↓↓↓

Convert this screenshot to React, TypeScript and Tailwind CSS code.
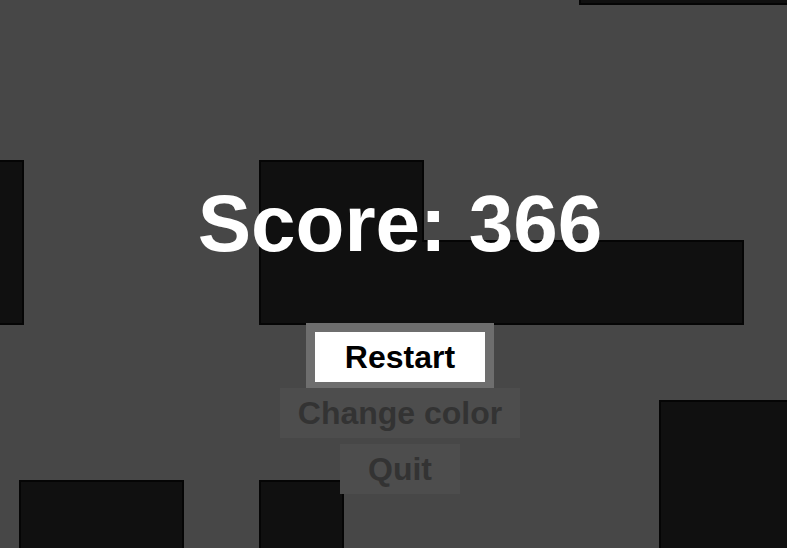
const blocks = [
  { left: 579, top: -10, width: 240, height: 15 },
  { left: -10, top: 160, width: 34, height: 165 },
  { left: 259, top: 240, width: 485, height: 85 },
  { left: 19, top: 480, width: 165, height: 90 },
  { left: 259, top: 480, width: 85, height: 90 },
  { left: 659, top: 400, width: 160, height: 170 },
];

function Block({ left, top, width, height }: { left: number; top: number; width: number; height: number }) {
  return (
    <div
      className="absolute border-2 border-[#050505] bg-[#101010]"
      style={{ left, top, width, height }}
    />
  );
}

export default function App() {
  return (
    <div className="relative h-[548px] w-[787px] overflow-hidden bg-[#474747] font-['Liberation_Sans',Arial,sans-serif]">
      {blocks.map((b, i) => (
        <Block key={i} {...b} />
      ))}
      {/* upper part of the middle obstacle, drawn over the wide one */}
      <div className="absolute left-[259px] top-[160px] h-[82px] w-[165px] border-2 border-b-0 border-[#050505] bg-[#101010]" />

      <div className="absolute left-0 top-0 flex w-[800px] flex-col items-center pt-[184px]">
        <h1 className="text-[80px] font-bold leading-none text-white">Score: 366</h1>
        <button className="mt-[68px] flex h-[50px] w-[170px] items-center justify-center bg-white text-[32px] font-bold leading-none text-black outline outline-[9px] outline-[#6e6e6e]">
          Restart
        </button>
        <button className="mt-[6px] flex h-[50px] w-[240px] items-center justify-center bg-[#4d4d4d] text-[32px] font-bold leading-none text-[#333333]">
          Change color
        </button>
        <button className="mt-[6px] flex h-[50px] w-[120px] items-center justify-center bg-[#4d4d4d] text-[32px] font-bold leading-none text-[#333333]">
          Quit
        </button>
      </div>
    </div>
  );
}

↑↑↑

Quote the listing above in full, except for the pictures.

Convert this screenshot to React, TypeScript and Tailwind CSS code.
const blocks = [
  { left: 579, top: -10, width: 240, height: 15 },
  { left: -10, top: 160, width: 34, height: 165 },
  { left: 259, top: 240, width: 485, height: 85 },
  { left: 19, top: 480, width: 165, height: 90 },
  { left: 259, top: 480, width: 85, height: 90 },
  { left: 659, top: 400, width: 160, height: 170 },
];

function Block({ left, top, width, height }: { left: number; top: number; width: number; height: number }) {
  return (
    <div
      className="absolute border-2 border-[#050505] bg-[#101010]"
      style={{ left, top, width, height }}
    />
  );
}

export default function App() {
  return (
    <div className="relative h-[548px] w-[787px] overflow-hidden bg-[#474747] font-['Liberation_Sans',Arial,sans-serif]">
      {blocks.map((b, i) => (
        <Block key={i} {...b} />
      ))}
      {/* upper part of the middle obstacle, drawn over the wide one */}
      <div className="absolute left-[259px] top-[160px] h-[82px] w-[165px] border-2 border-b-0 border-[#050505] bg-[#101010]" />

      <div className="absolute left-0 top-0 flex w-[800px] flex-col items-center pt-[184px]">
        <h1 className="text-[80px] font-bold leading-none text-white">Score: 366</h1>
        <button className="mt-[68px] flex h-[50px] w-[170px] items-center justify-center bg-white text-[32px] font-bold leading-none text-black outline outline-[9px] outline-[#6e6e6e]">
          Restart
        </button>
        <button className="mt-[6px] flex h-[50px] w-[240px] items-center justify-center bg-[#4d4d4d] text-[32px] font-bold leading-none text-[#333333]">
          Change color
        </button>
        <button className="mt-[6px] flex h-[50px] w-[120px] items-center justify-center bg-[#4d4d4d] text-[32px] font-bold leading-none text-[#333333]">
          Quit
        </button>
      </div>
    </div>
  );
}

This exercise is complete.